=== Supplied material ===
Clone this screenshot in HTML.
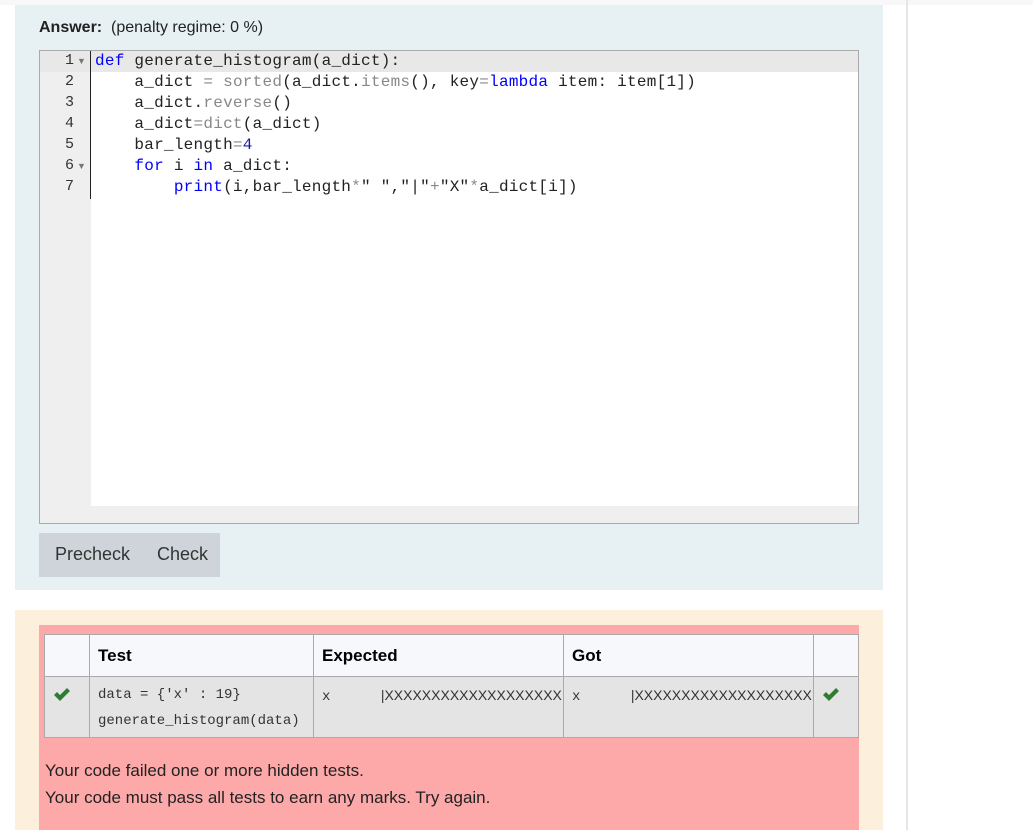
<!DOCTYPE html>
<html><head><style>
body{margin:0;width:1033px;height:830px;background:#fff;font-family:"Liberation Sans",sans-serif;position:relative;overflow:hidden}
.topline{position:absolute;left:0;top:0;width:1033px;height:5px;background:#f8f8f8}
.vline{position:absolute;left:906px;top:0;width:2px;height:830px;background:#e6e6e6}
.blue{position:absolute;left:15px;top:5px;width:868px;height:585px;background:#e7f1f4}
.ans{position:absolute;left:39px;top:19px;font-size:16px;color:#222}
.ed{position:absolute;left:39px;top:50px;width:818px;height:472px;border:1px solid #aaa;background:#efefef}
.white{position:absolute;left:51px;top:0;width:767px;height:455px;background:#fff}
.hl{position:absolute;left:0;top:0;width:818px;height:21px;background:#e8e8e8}
.gut{position:absolute;left:0;top:0;width:50px;border-right:1px solid #222;height:148px}
.code{position:absolute;left:0;top:0;font-family:"Liberation Mono",monospace;font-size:16px;letter-spacing:0.25px;line-height:21px;white-space:pre;color:#222}
.ln{position:absolute;left:0;width:34px;text-align:right;color:#333;font-family:"Liberation Mono",monospace;font-size:15px}
.arr{position:absolute;left:37px;font-size:9px;color:#777}
.k{color:#00f}.g{color:#888}.b{color:#1a1aa6}
.btn{position:absolute;left:39px;top:533px;width:181px;height:44px;background:#ced4da;font-size:18px;color:#333}
.or{position:absolute;left:15px;top:610px;width:868px;height:220px;background:#fcefdc}
.pink{position:absolute;left:39px;top:625px;width:820px;height:205px;background:#fea9a9}
table{position:absolute;left:44px;top:634px;border-collapse:collapse;font-size:17px;table-layout:fixed;width:815px}
td,th{border:1px solid #aaa;padding:0 8px;text-align:left;vertical-align:top;overflow:hidden;white-space:nowrap}
th{background:#f7f8fc;height:41px;vertical-align:middle;font-weight:bold}
tr.r td{background:#e4e4e4;height:55px;font-family:"Liberation Mono",monospace;font-size:14px;line-height:26px;padding-top:5px;color:#333}
.ck{position:relative}
.ck svg{position:absolute;left:8px;top:10px}
.msg{position:absolute;left:45px;top:757px;font-size:17px;line-height:27px;color:#222}
.xx{font-family:"Liberation Sans",sans-serif;font-size:14px}
</style></head><body>
<div class="topline"></div><div class="vline"></div>
<div class="blue"></div>
<div class="ans"><b>Answer:</b>&nbsp; (penalty regime: 0 %)</div>
<div class="ed">
 <div class="hl"></div>
 <div class="white" style="top:21px;height:434px"></div>
 <div class="gut"></div>
 <div class="ln" style="top:1px">1</div><div class="arr" style="top:5px">▼</div>
 <div class="ln" style="top:22px">2</div>
 <div class="ln" style="top:43px">3</div>
 <div class="ln" style="top:64px">4</div>
 <div class="ln" style="top:85px">5</div>
 <div class="ln" style="top:106px">6</div><div class="arr" style="top:110px">▼</div>
 <div class="ln" style="top:127px">7</div>
 <div class="code" style="left:55px;top:0"><span class="k">def</span> generate_histogram(a_dict):
    a_dict <span class="g">=</span> <span class="g">sorted</span>(a_dict.<span class="g">items</span>(), key<span class="g">=</span><span class="k">lambda</span> item: item[1])
    a_dict.<span class="g">reverse</span>()
    a_dict<span class="g">=</span><span class="g">dict</span>(a_dict)
    bar_length<span class="g">=</span><span class="b">4</span>
    <span class="k">for</span> i <span class="k">in</span> a_dict:
        <span class="k">print</span>(i,bar_length<span class="g">*</span>" ","|"<span class="g">+</span>"X"<span class="g">*</span>a_dict[i])</div>
</div>
<div class="btn"><span style="position:absolute;left:16px;top:11px">Precheck</span><span style="position:absolute;left:118px;top:11px">Check</span></div>
<div class="or"></div><div class="pink"></div>
<table>
<colgroup><col style="width:45px"><col style="width:224px"><col style="width:250px"><col style="width:250px"><col style="width:45px"></colgroup>
<tr><th></th><th>Test</th><th>Expected</th><th>Got</th><th></th></tr>
<tr class="r"><td class="ck"><svg width="18" height="15" viewBox="0 0 18 15"><path d="M1 8 L4 5 L7 8 L14 1 L17 4 L7 14 Z" fill="#2e7d32"/></svg></td><td>data = {'x' : 19}<br>generate_histogram(data)</td><td>x&nbsp;&nbsp;&nbsp;&nbsp;&nbsp;&nbsp;<span class="xx">|XXXXXXXXXXXXXXXXXXX</span></td><td>x&nbsp;&nbsp;&nbsp;&nbsp;&nbsp;&nbsp;<span class="xx">|XXXXXXXXXXXXXXXXXXX</span></td><td class="ck"><svg width="18" height="15" viewBox="0 0 18 15"><path d="M1 8 L4 5 L7 8 L14 1 L17 4 L7 14 Z" fill="#2e7d32"/></svg></td></tr>
</table>
<div class="msg">Your code failed one or more hidden tests.<br>Your code must pass all tests to earn any marks. Try again.</div>
</body></html>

=== Short exercise ===
Reproduce all of the material exactly, apart from the pictures.

=== Answer in full ===
Clone this screenshot in HTML.
<!DOCTYPE html>
<html><head><style>
body{margin:0;width:1033px;height:830px;background:#fff;font-family:"Liberation Sans",sans-serif;position:relative;overflow:hidden}
.topline{position:absolute;left:0;top:0;width:1033px;height:5px;background:#f8f8f8}
.vline{position:absolute;left:906px;top:0;width:2px;height:830px;background:#e6e6e6}
.blue{position:absolute;left:15px;top:5px;width:868px;height:585px;background:#e7f1f4}
.ans{position:absolute;left:39px;top:19px;font-size:16px;color:#222}
.ed{position:absolute;left:39px;top:50px;width:818px;height:472px;border:1px solid #aaa;background:#efefef}
.white{position:absolute;left:51px;top:0;width:767px;height:455px;background:#fff}
.hl{position:absolute;left:0;top:0;width:818px;height:21px;background:#e8e8e8}
.gut{position:absolute;left:0;top:0;width:50px;border-right:1px solid #222;height:148px}
.code{position:absolute;left:0;top:0;font-family:"Liberation Mono",monospace;font-size:16px;letter-spacing:0.25px;line-height:21px;white-space:pre;color:#222}
.ln{position:absolute;left:0;width:34px;text-align:right;color:#333;font-family:"Liberation Mono",monospace;font-size:15px}
.arr{position:absolute;left:37px;font-size:9px;color:#777}
.k{color:#00f}.g{color:#888}.b{color:#1a1aa6}
.btn{position:absolute;left:39px;top:533px;width:181px;height:44px;background:#ced4da;font-size:18px;color:#333}
.or{position:absolute;left:15px;top:610px;width:868px;height:220px;background:#fcefdc}
.pink{position:absolute;left:39px;top:625px;width:820px;height:205px;background:#fea9a9}
table{position:absolute;left:44px;top:634px;border-collapse:collapse;font-size:17px;table-layout:fixed;width:815px}
td,th{border:1px solid #aaa;padding:0 8px;text-align:left;vertical-align:top;overflow:hidden;white-space:nowrap}
th{background:#f7f8fc;height:41px;vertical-align:middle;font-weight:bold}
tr.r td{background:#e4e4e4;height:55px;font-family:"Liberation Mono",monospace;font-size:14px;line-height:26px;padding-top:5px;color:#333}
.ck{position:relative}
.ck svg{position:absolute;left:8px;top:10px}
.msg{position:absolute;left:45px;top:757px;font-size:17px;line-height:27px;color:#222}
.xx{font-family:"Liberation Sans",sans-serif;font-size:14px}
</style></head><body>
<div class="topline"></div><div class="vline"></div>
<div class="blue"></div>
<div class="ans"><b>Answer:</b>&nbsp; (penalty regime: 0 %)</div>
<div class="ed">
 <div class="hl"></div>
 <div class="white" style="top:21px;height:434px"></div>
 <div class="gut"></div>
 <div class="ln" style="top:1px">1</div><div class="arr" style="top:5px">▼</div>
 <div class="ln" style="top:22px">2</div>
 <div class="ln" style="top:43px">3</div>
 <div class="ln" style="top:64px">4</div>
 <div class="ln" style="top:85px">5</div>
 <div class="ln" style="top:106px">6</div><div class="arr" style="top:110px">▼</div>
 <div class="ln" style="top:127px">7</div>
 <div class="code" style="left:55px;top:0"><span class="k">def</span> generate_histogram(a_dict):
    a_dict <span class="g">=</span> <span class="g">sorted</span>(a_dict.<span class="g">items</span>(), key<span class="g">=</span><span class="k">lambda</span> item: item[1])
    a_dict.<span class="g">reverse</span>()
    a_dict<span class="g">=</span><span class="g">dict</span>(a_dict)
    bar_length<span class="g">=</span><span class="b">4</span>
    <span class="k">for</span> i <span class="k">in</span> a_dict:
        <span class="k">print</span>(i,bar_length<span class="g">*</span>" ","|"<span class="g">+</span>"X"<span class="g">*</span>a_dict[i])</div>
</div>
<div class="btn"><span style="position:absolute;left:16px;top:11px">Precheck</span><span style="position:absolute;left:118px;top:11px">Check</span></div>
<div class="or"></div><div class="pink"></div>
<table>
<colgroup><col style="width:45px"><col style="width:224px"><col style="width:250px"><col style="width:250px"><col style="width:45px"></colgroup>
<tr><th></th><th>Test</th><th>Expected</th><th>Got</th><th></th></tr>
<tr class="r"><td class="ck"><svg width="18" height="15" viewBox="0 0 18 15"><path d="M1 8 L4 5 L7 8 L14 1 L17 4 L7 14 Z" fill="#2e7d32"/></svg></td><td>data = {'x' : 19}<br>generate_histogram(data)</td><td>x&nbsp;&nbsp;&nbsp;&nbsp;&nbsp;&nbsp;<span class="xx">|XXXXXXXXXXXXXXXXXXX</span></td><td>x&nbsp;&nbsp;&nbsp;&nbsp;&nbsp;&nbsp;<span class="xx">|XXXXXXXXXXXXXXXXXXX</span></td><td class="ck"><svg width="18" height="15" viewBox="0 0 18 15"><path d="M1 8 L4 5 L7 8 L14 1 L17 4 L7 14 Z" fill="#2e7d32"/></svg></td></tr>
</table>
<div class="msg">Your code failed one or more hidden tests.<br>Your code must pass all tests to earn any marks. Try again.</div>
</body></html>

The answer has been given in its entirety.